CHALLENGE —
Make an exact copy of all the entries, but do not reproduce the pictures.

---------- AVAILABLE RECORDS ----------

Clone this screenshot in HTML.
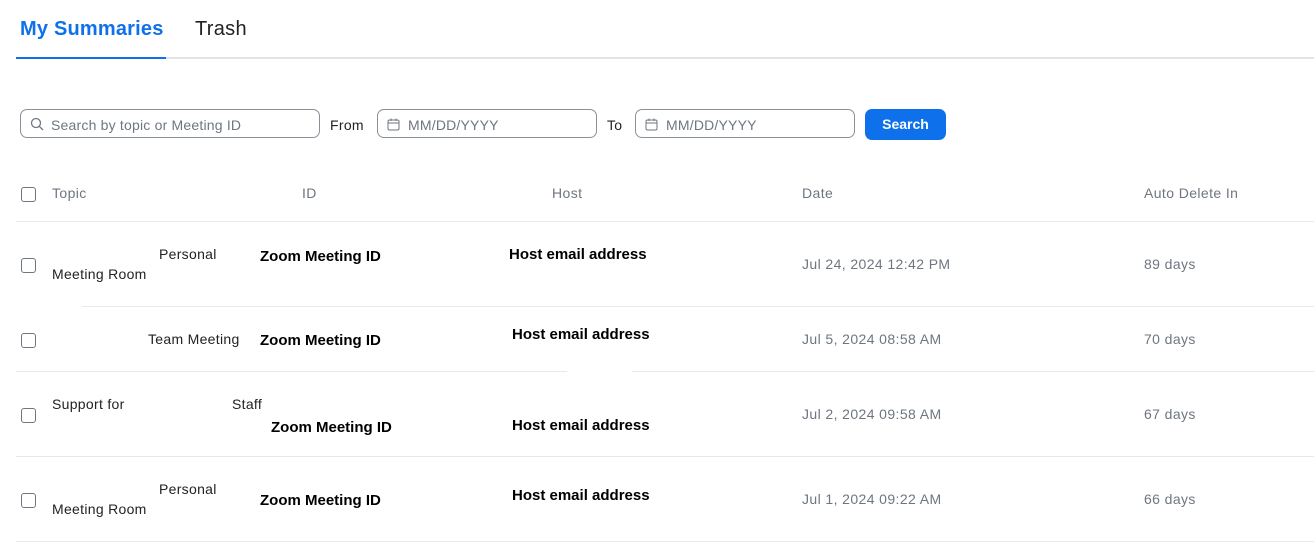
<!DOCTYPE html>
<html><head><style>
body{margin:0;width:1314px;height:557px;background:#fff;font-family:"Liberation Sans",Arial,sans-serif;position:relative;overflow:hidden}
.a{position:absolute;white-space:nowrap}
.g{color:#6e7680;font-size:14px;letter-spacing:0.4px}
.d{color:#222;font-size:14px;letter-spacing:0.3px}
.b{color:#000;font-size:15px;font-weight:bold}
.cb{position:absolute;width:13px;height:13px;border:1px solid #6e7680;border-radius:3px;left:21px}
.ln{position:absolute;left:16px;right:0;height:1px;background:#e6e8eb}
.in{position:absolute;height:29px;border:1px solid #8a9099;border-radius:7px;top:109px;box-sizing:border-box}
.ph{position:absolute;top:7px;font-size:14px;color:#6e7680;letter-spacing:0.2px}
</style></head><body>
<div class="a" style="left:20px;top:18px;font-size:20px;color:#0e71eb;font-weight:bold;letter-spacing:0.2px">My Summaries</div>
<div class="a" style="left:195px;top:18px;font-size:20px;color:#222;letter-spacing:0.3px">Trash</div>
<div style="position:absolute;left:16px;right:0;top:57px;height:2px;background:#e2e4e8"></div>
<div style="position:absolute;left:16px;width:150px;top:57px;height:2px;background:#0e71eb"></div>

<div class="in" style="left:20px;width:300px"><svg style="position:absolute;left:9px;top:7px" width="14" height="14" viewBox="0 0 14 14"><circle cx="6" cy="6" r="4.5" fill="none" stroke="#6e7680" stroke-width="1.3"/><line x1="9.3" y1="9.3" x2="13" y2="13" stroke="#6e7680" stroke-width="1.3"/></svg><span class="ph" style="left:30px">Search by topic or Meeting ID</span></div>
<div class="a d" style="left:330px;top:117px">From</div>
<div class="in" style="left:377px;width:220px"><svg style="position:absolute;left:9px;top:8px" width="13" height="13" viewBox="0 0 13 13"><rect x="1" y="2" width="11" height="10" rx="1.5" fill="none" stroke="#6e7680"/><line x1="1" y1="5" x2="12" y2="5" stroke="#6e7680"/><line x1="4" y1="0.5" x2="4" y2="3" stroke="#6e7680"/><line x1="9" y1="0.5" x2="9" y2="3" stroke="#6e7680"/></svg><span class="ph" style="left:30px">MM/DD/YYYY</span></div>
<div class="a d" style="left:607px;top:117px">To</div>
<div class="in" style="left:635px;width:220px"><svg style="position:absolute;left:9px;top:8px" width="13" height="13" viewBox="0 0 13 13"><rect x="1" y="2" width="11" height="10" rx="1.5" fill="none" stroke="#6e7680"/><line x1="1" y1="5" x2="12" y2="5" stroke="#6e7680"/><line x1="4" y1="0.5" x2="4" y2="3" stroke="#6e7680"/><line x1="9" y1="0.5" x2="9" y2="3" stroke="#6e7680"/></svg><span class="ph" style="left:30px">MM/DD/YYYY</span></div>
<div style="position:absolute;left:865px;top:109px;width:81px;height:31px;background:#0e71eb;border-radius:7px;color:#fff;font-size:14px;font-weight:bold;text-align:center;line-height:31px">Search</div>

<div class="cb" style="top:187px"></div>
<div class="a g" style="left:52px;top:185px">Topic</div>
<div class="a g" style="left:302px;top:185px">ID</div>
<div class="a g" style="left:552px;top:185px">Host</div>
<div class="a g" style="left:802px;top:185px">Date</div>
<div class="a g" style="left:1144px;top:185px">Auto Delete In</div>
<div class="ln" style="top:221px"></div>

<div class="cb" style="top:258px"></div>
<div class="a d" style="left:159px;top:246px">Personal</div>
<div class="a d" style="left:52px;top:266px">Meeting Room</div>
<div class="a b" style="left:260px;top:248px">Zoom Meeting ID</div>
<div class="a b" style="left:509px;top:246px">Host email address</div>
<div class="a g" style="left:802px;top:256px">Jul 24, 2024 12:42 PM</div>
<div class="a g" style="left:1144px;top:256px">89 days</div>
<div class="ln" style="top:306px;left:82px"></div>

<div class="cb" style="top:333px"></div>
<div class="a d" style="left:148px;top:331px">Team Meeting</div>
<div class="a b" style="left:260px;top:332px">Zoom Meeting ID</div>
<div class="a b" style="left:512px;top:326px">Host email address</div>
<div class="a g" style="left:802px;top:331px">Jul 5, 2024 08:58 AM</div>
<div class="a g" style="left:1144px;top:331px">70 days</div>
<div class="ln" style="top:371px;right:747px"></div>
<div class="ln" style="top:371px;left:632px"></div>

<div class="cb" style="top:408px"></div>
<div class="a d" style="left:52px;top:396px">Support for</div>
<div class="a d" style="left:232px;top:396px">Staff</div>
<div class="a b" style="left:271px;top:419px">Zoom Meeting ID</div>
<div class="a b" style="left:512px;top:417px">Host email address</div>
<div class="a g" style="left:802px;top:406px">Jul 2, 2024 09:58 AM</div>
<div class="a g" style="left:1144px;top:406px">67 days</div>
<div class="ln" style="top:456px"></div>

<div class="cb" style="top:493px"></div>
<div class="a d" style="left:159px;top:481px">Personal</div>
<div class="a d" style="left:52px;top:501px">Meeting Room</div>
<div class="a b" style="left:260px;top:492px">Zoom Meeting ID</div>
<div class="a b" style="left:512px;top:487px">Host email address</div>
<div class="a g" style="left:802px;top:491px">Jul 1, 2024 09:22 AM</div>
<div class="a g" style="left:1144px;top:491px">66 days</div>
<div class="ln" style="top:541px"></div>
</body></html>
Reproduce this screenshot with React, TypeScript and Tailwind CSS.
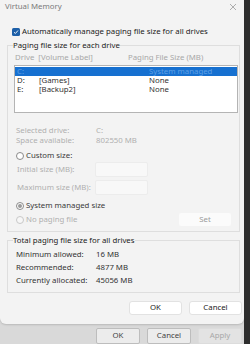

----------

FINISHED ANSWER —
Clone this screenshot in HTML.
<!DOCTYPE html>
<html><head><style>
body{margin:0;width:1314px;height:557px;background:#fff;font-family:"Liberation Sans",Arial,sans-serif;position:relative;overflow:hidden}
.a{position:absolute;white-space:nowrap}
.g{color:#6e7680;font-size:14px;letter-spacing:0.4px}
.d{color:#222;font-size:14px;letter-spacing:0.3px}
.b{color:#000;font-size:15px;font-weight:bold}
.cb{position:absolute;width:13px;height:13px;border:1px solid #6e7680;border-radius:3px;left:21px}
.ln{position:absolute;left:16px;right:0;height:1px;background:#e6e8eb}
.in{position:absolute;height:29px;border:1px solid #8a9099;border-radius:7px;top:109px;box-sizing:border-box}
.ph{position:absolute;top:7px;font-size:14px;color:#6e7680;letter-spacing:0.2px}
</style></head><body>
<div class="a" style="left:20px;top:18px;font-size:20px;color:#0e71eb;font-weight:bold;letter-spacing:0.2px">My Summaries</div>
<div class="a" style="left:195px;top:18px;font-size:20px;color:#222;letter-spacing:0.3px">Trash</div>
<div style="position:absolute;left:16px;right:0;top:57px;height:2px;background:#e2e4e8"></div>
<div style="position:absolute;left:16px;width:150px;top:57px;height:2px;background:#0e71eb"></div>

<div class="in" style="left:20px;width:300px"><svg style="position:absolute;left:9px;top:7px" width="14" height="14" viewBox="0 0 14 14"><circle cx="6" cy="6" r="4.5" fill="none" stroke="#6e7680" stroke-width="1.3"/><line x1="9.3" y1="9.3" x2="13" y2="13" stroke="#6e7680" stroke-width="1.3"/></svg><span class="ph" style="left:30px">Search by topic or Meeting ID</span></div>
<div class="a d" style="left:330px;top:117px">From</div>
<div class="in" style="left:377px;width:220px"><svg style="position:absolute;left:9px;top:8px" width="13" height="13" viewBox="0 0 13 13"><rect x="1" y="2" width="11" height="10" rx="1.5" fill="none" stroke="#6e7680"/><line x1="1" y1="5" x2="12" y2="5" stroke="#6e7680"/><line x1="4" y1="0.5" x2="4" y2="3" stroke="#6e7680"/><line x1="9" y1="0.5" x2="9" y2="3" stroke="#6e7680"/></svg><span class="ph" style="left:30px">MM/DD/YYYY</span></div>
<div class="a d" style="left:607px;top:117px">To</div>
<div class="in" style="left:635px;width:220px"><svg style="position:absolute;left:9px;top:8px" width="13" height="13" viewBox="0 0 13 13"><rect x="1" y="2" width="11" height="10" rx="1.5" fill="none" stroke="#6e7680"/><line x1="1" y1="5" x2="12" y2="5" stroke="#6e7680"/><line x1="4" y1="0.5" x2="4" y2="3" stroke="#6e7680"/><line x1="9" y1="0.5" x2="9" y2="3" stroke="#6e7680"/></svg><span class="ph" style="left:30px">MM/DD/YYYY</span></div>
<div style="position:absolute;left:865px;top:109px;width:81px;height:31px;background:#0e71eb;border-radius:7px;color:#fff;font-size:14px;font-weight:bold;text-align:center;line-height:31px">Search</div>

<div class="cb" style="top:187px"></div>
<div class="a g" style="left:52px;top:185px">Topic</div>
<div class="a g" style="left:302px;top:185px">ID</div>
<div class="a g" style="left:552px;top:185px">Host</div>
<div class="a g" style="left:802px;top:185px">Date</div>
<div class="a g" style="left:1144px;top:185px">Auto Delete In</div>
<div class="ln" style="top:221px"></div>

<div class="cb" style="top:258px"></div>
<div class="a d" style="left:159px;top:246px">Personal</div>
<div class="a d" style="left:52px;top:266px">Meeting Room</div>
<div class="a b" style="left:260px;top:248px">Zoom Meeting ID</div>
<div class="a b" style="left:509px;top:246px">Host email address</div>
<div class="a g" style="left:802px;top:256px">Jul 24, 2024 12:42 PM</div>
<div class="a g" style="left:1144px;top:256px">89 days</div>
<div class="ln" style="top:306px;left:82px"></div>

<div class="cb" style="top:333px"></div>
<div class="a d" style="left:148px;top:331px">Team Meeting</div>
<div class="a b" style="left:260px;top:332px">Zoom Meeting ID</div>
<div class="a b" style="left:512px;top:326px">Host email address</div>
<div class="a g" style="left:802px;top:331px">Jul 5, 2024 08:58 AM</div>
<div class="a g" style="left:1144px;top:331px">70 days</div>
<div class="ln" style="top:371px;right:747px"></div>
<div class="ln" style="top:371px;left:632px"></div>

<div class="cb" style="top:408px"></div>
<div class="a d" style="left:52px;top:396px">Support for</div>
<div class="a d" style="left:232px;top:396px">Staff</div>
<div class="a b" style="left:271px;top:419px">Zoom Meeting ID</div>
<div class="a b" style="left:512px;top:417px">Host email address</div>
<div class="a g" style="left:802px;top:406px">Jul 2, 2024 09:58 AM</div>
<div class="a g" style="left:1144px;top:406px">67 days</div>
<div class="ln" style="top:456px"></div>

<div class="cb" style="top:493px"></div>
<div class="a d" style="left:159px;top:481px">Personal</div>
<div class="a d" style="left:52px;top:501px">Meeting Room</div>
<div class="a b" style="left:260px;top:492px">Zoom Meeting ID</div>
<div class="a b" style="left:512px;top:487px">Host email address</div>
<div class="a g" style="left:802px;top:491px">Jul 1, 2024 09:22 AM</div>
<div class="a g" style="left:1144px;top:491px">66 days</div>
<div class="ln" style="top:541px"></div>
</body></html>
Reproduce this screenshot with React, TypeScript and Tailwind CSS.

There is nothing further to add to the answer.